Defining the scope of emergency powers is essential to prevent abuse. The emergency functions whitelist should be explicitly codified and limited. Common examples include: pause(), unpause(), upgradeTo(address), setCollateralFactor(address,uint256), and setReserveFactor(uint256). All other administrative functions should remain under the purview of the standard, longer-delay community governance process. This separation ensures the emergency mechanism is used only for its intended purpose.

Transparency and post-action accountability are non-negotiable. Every emergency action must emit clear events and be followed by a public post-mortem explaining the rationale, the threat, and the action taken. The process should be documented in a publicly accessible Emergency Response Plan (ERP). Furthermore, the Security Council's composition and multisig signers should be publicly known, and their actions should be monitorable via tools like Tally or Boardroom.

Finally, regular testing of this emergency pathway is crucial. Conduct quarterly governance fire drills where the Security Council executes a mock emergency proposal on a testnet or a forked mainnet environment. This validates the technical process, ensures signer availability, and confirms that the configured delays and permissions work as intended, maintaining readiness for a real crisis.

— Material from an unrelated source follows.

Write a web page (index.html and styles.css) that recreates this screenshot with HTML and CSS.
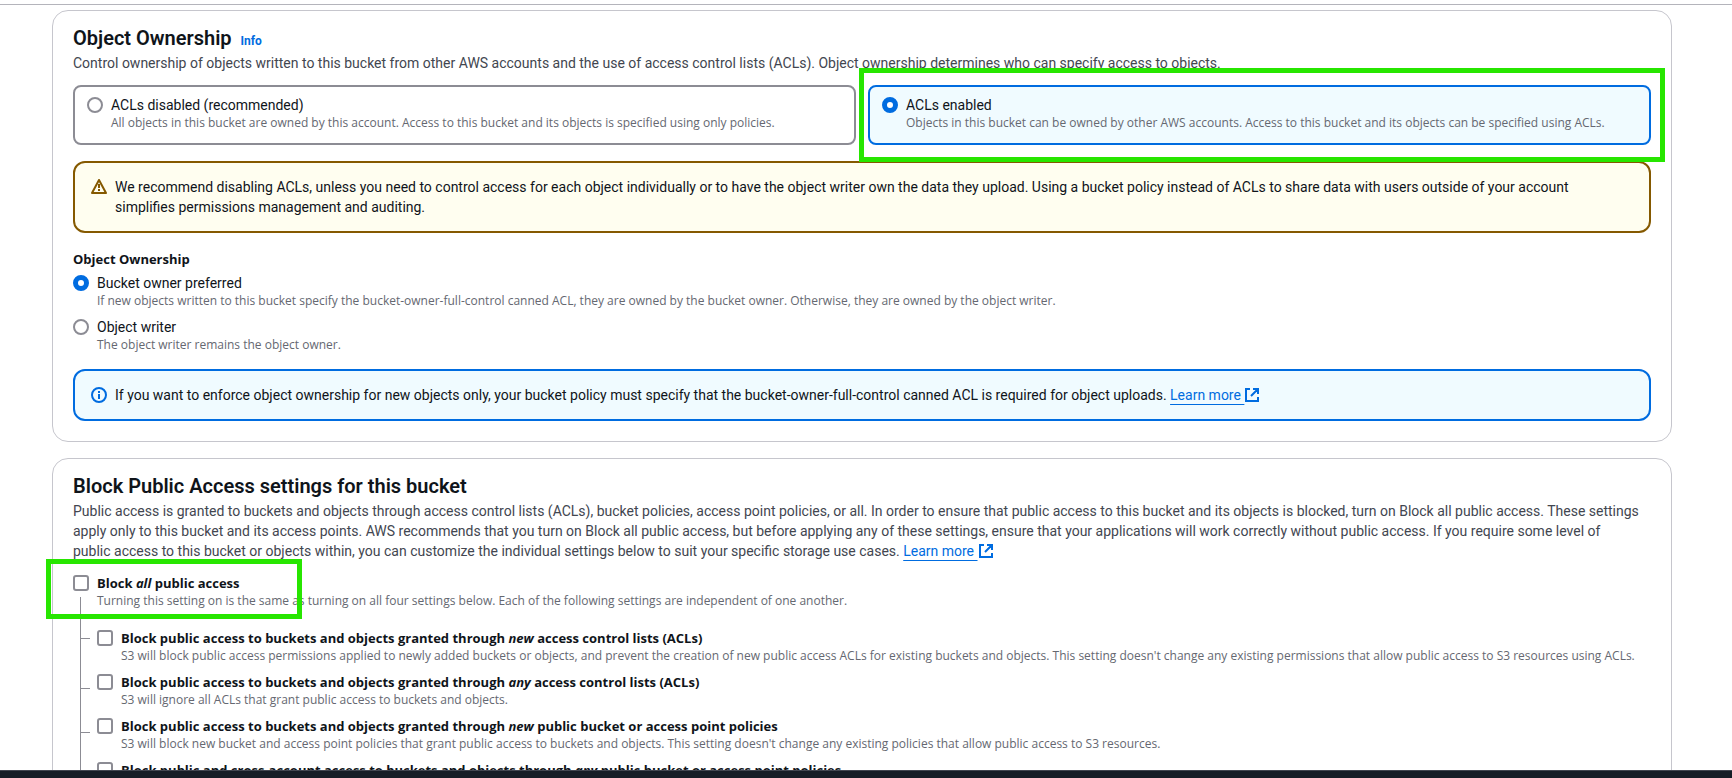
FILE: index.html
```html
<!DOCTYPE html>
<html lang="en">
<head>
<meta charset="utf-8">
<title>Create bucket</title>
<link rel="stylesheet" href="styles.css">
</head>
<body>
<div class="topbar"></div>
<main class="content">
  <section class="card">
    <header class="card-header">
      <h2 class="card-title">Object Ownership <a class="info" href="#">Info</a></h2>
      <p class="card-desc">Control ownership of objects written to this bucket from other AWS accounts and the use of access control lists (ACLs). Object ownership determines who can specify access to objects.</p>
    </header>
    <div class="tiles">
      <div class="tile option">
        <input class="radio" type="radio" name="acl" id="acl-off" aria-describedby="acl-off-d">
        <div class="option-text">
          <label for="acl-off">ACLs disabled (recommended)</label>
          <p class="hint" id="acl-off-d">All objects in this bucket are owned by this account. Access to this bucket and its objects is specified using only policies.</p>
        </div>
      </div>
      <div class="tile tile-selected option">
        <input class="radio" type="radio" name="acl" id="acl-on" aria-describedby="acl-on-d" checked>
        <div class="option-text">
          <label for="acl-on">ACLs enabled</label>
          <p class="hint" id="acl-on-d">Objects in this bucket can be owned by other AWS accounts. Access to this bucket and its objects can be specified using ACLs.</p>
        </div>
        <span class="mark mark-tile"></span>
      </div>
    </div>
    <div class="alert alert-warning">
      <svg class="alert-icon" viewBox="0 0 16 16" aria-hidden="true"><path d="M8 1 15 14H1L8 1Z"/><path d="M8 5v4M8 10v2"/></svg>
      <p>We recommend disabling ACLs, unless you need to control access for each object individually or to have the object writer own the data they upload. Using a bucket policy instead of ACLs to share data with users outside of your account<br>simplifies permissions management and auditing.</p>
    </div>
    <fieldset class="group">
      <legend class="group-label">Object Ownership</legend>
      <div class="option">
        <input class="radio" type="radio" name="owner" id="own-pref" aria-describedby="own-pref-d" checked>
        <div class="option-text">
          <label for="own-pref">Bucket owner preferred</label>
          <p class="hint" id="own-pref-d">If new objects written to this bucket specify the bucket-owner-full-control canned ACL, they are owned by the bucket owner. Otherwise, they are owned by the object writer.</p>
        </div>
      </div>
      <div class="option">
        <input class="radio" type="radio" name="owner" id="own-writer" aria-describedby="own-writer-d">
        <div class="option-text">
          <label for="own-writer">Object writer</label>
          <p class="hint" id="own-writer-d">The object writer remains the object owner.</p>
        </div>
      </div>
    </fieldset>
    <div class="alert alert-info">
      <svg class="alert-icon" viewBox="0 0 16 16" aria-hidden="true"><circle cx="8" cy="8" r="7"/><path d="M8 12V7M8 6V4"/></svg>
      <p>If you want to enforce object ownership for new objects only, your bucket policy must specify that the bucket-owner-full-control canned ACL is required for object uploads. <a class="link" href="#"><span class="link-text">Learn more&nbsp;</span><svg class="link-icon" viewBox="0 0 16 16" aria-hidden="true"><path d="M6 2H2v12h12v-4M9 2h5v5M7 9l7-7"/></svg></a></p>
    </div>
  </section>

  <section class="card">
    <header class="card-header">
      <h2 class="card-title">Block Public Access settings for this bucket</h2>
      <p class="card-desc">Public access is granted to buckets and objects through access control lists (ACLs), bucket policies, access point policies, or all. In order to ensure that public access to this bucket and its objects is blocked, turn on Block all public access. These settings<br>apply only to this bucket and its access points. AWS recommends that you turn on Block all public access, but before applying any of these settings, ensure that your applications will work correctly without public access. If you require some level of<br>public access to this bucket or objects within, you can customize the individual settings below to suit your specific storage use cases. <a class="link" href="#"><span class="link-text">Learn more&nbsp;</span><svg class="link-icon" viewBox="0 0 16 16" aria-hidden="true"><path d="M6 2H2v12h12v-4M9 2h5v5M7 9l7-7"/></svg></a></p>
    </header>
    <div class="option">
      <input class="checkbox" type="checkbox" id="block-all" aria-describedby="block-all-d">
      <div class="option-text">
        <label class="strong" for="block-all">Block <em>all</em> public access</label>
        <p class="hint" id="block-all-d">Turning this setting on is the same as turning on all four settings below. Each of the following settings are independent of one another.</p>
      </div>
      <span class="mark mark-block"></span>
    </div>
    <div class="tree">
      <div class="option branch">
        <input class="checkbox" type="checkbox" id="b1" aria-describedby="b1-d">
        <div class="option-text">
          <label class="strong" for="b1">Block public access to buckets and objects granted through <em>new</em> access control lists (ACLs)</label>
          <p class="hint" id="b1-d">S3 will block public access permissions applied to newly added buckets or objects, and prevent the creation of new public access ACLs for existing buckets and objects. This setting doesn't change any existing permissions that allow public access to S3 resources using ACLs.</p>
        </div>
      </div>
      <div class="option branch">
        <input class="checkbox" type="checkbox" id="b2" aria-describedby="b2-d">
        <div class="option-text">
          <label class="strong" for="b2">Block public access to buckets and objects granted through <em>any</em> access control lists (ACLs)</label>
          <p class="hint" id="b2-d">S3 will ignore all ACLs that grant public access to buckets and objects.</p>
        </div>
      </div>
      <div class="option branch">
        <input class="checkbox" type="checkbox" id="b3" aria-describedby="b3-d">
        <div class="option-text">
          <label class="strong" for="b3">Block public access to buckets and objects granted through <em>new</em> public bucket or access point policies</label>
          <p class="hint" id="b3-d">S3 will block new bucket and access point policies that grant public access to buckets and objects. This setting doesn't change any existing policies that allow public access to S3 resources.</p>
        </div>
      </div>
      <div class="option branch">
        <input class="checkbox" type="checkbox" id="b4">
        <div class="option-text">
          <label class="strong" for="b4">Block public and cross-account access to buckets and objects through <em>any</em> public bucket or access point policies</label>
        </div>
      </div>
    </div>
  </section>
</main>
<footer class="footer"></footer>
</body>
</html>
```
FILE: styles.css
```css
* { box-sizing: border-box; }

body {
  margin: 0;
  height: 100vh;
  display: flex;
  flex-direction: column;
  overflow: hidden;
  background: #fff;
  color: #0f141a;
  font: 14px/20px Roboto, "Open Sans", sans-serif;
}

p, h2 { margin: 0; }

.topbar { flex: none; height: 5px; border-bottom: 1px solid #b4b4bb; }

.content {
  flex: 1;
  min-height: 0;
  overflow: hidden;
  display: flex;
  flex-direction: column;
  gap: 16px;
  padding: 5px 60px 0 52px;
}

.footer { flex: none; height: 8px; background: #161d26; border-top: 1px solid #424650; }

.card {
  flex: none;
  display: flex;
  flex-direction: column;
  padding: 15px 20px 20px;
  border: 1px solid #c6c6cd;
  border-radius: 16px;
}

.card-header { margin-bottom: 12px; }
.card-title { margin-bottom: 3px; font-size: 20px; line-height: 24px; font-weight: 600; }
.card-desc { color: #424650; }
.info { margin-left: 4px; color: #006ce0; font-size: 12px; line-height: 16px; font-weight: 700; text-decoration: none; }

.tiles { display: grid; grid-template-columns: 1fr 1fr; gap: 12px; }
.tile { border: 2px solid #8c8c94; border-radius: 8px; padding: 8px 12px 12px; }
.tile-selected { border-color: #006ce0; background: #f0fbff; }

.option { position: relative; display: flex; gap: 8px; }
.option-text { min-width: 0; }
.option label { display: block; }
.strong, .group-label { font-family: "Open Sans", "Noto Sans", sans-serif; font-size: 13px; font-weight: 700; }
.hint { color: #656871; font-family: "Open Sans", "Noto Sans", sans-serif; font-size: 12px; line-height: 16px; }

.radio, .checkbox {
  appearance: none;
  flex: none;
  width: 16px;
  height: 16px;
  margin: 2px 0;
  border: 2px solid #8c8c94;
  background: #fff;
}
.radio { border-radius: 50%; }
.radio:checked { border: 5px solid #006ce0; }
.checkbox { border-radius: 3px; }

.alert {
  display: flex;
  gap: 8px;
  margin-top: 16px;
  padding: 14px 16px;
  border: 2px solid;
  border-radius: 12px;
}
.alert p { color: #0f141a; }
.alert-warning { border-color: #855900; background: #fffef0; color: #855900; }
.alert-info { border-color: #006ce0; background: #f0fbff; color: #006ce0; }
.alert-icon { flex: none; width: 16px; height: 16px; margin: 2px 0; fill: none; stroke: currentColor; stroke-width: 2; stroke-linejoin: round; }

.group { display: flex; flex-direction: column; gap: 8px; margin: 16px 0 0; padding: 0; border: 0; }
.group-label { padding: 0 0 4px; }

.link { color: #006ce0; text-decoration: none; white-space: nowrap; }
.link-text { text-decoration: underline; text-decoration-thickness: 1px; text-underline-offset: 4px; }
.link-icon { width: 16px; height: 16px; vertical-align: -3px; fill: none; stroke: currentColor; stroke-width: 2; }

.tree { position: relative; display: flex; flex-direction: column; gap: 8px; margin-top: 19px; padding-left: 24px; }
.tree::before { content: ""; position: absolute; left: 7px; top: -31px; bottom: 0; width: 1px; background: #8c8c94; }
.branch::before { content: ""; position: absolute; left: -16px; top: 16px; width: 9px; height: 1px; background: #8c8c94; }
.branch:first-child::before { top: 10px; }

.mark { position: absolute; z-index: 2; border: 5px solid #27e600; pointer-events: none; }
.mark-tile { inset: -19px -16px -19px -11px; }
.mark-block { left: -27px; top: -14px; bottom: -10px; width: 256px; }
```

Establishing a formal emergency review process is not an admission of failure but a proactive measure for operational resilience. The core components you should now have in place include: a pre-vetted, on-call security partner or internal team, a clear severity classification matrix (e.g., Critical, High, Medium), and a streamlined communication protocol using encrypted channels like Signal or Telegram. This framework ensures that when a vulnerability in a ProxyAdmin upgrade or a logic error in a yield-bearing vault is discovered, the response is immediate and coordinated, not chaotic.

To operationalize this, integrate the process into your development lifecycle. This means adding a "Security Triage" step to your incident runbooks and conducting tabletop exercises at least quarterly. Simulate scenarios like a critical vulnerability in a newly deployed ERC-4626 vault or a front-end compromise. Use these drills to test your team's ability to: - Quickly assess impact using tools like Tenderly or OpenZeppelin Defender for fork analysis - Execute a pre-approved pause mechanism via a multisig - Draft and deploy a patch or mitigation. Document every step and refine the process.

Your next technical step is to implement monitoring and alerting that can trigger this process. Tools like Forta Network for on-chain anomaly detection, OpenZeppelin Defender Sentinels for event-based automations, or even custom scripts watching for AdminChanged or Upgraded events on your proxies are essential. Pair this with a bug bounty program on platforms like Immunefi, which formalizes the external discovery path and provides a clear, incentivized channel for white-hat hackers to report issues directly to your prepared team.

Finally, remember that security is iterative. After any incident or drill, conduct a thorough post-mortem. Analyze what worked, what didn't, and update your runbooks and smart contract pause()/upgrade() functions accordingly. Share key learnings (anonymized) with your community to build trust. Continuously re-evaluate your chosen security partners and stay updated on new tools like Cantina for private audit auctions or Sherlock for coverage. A static security process is a vulnerable one; your emergency response must evolve as fast as the threats do.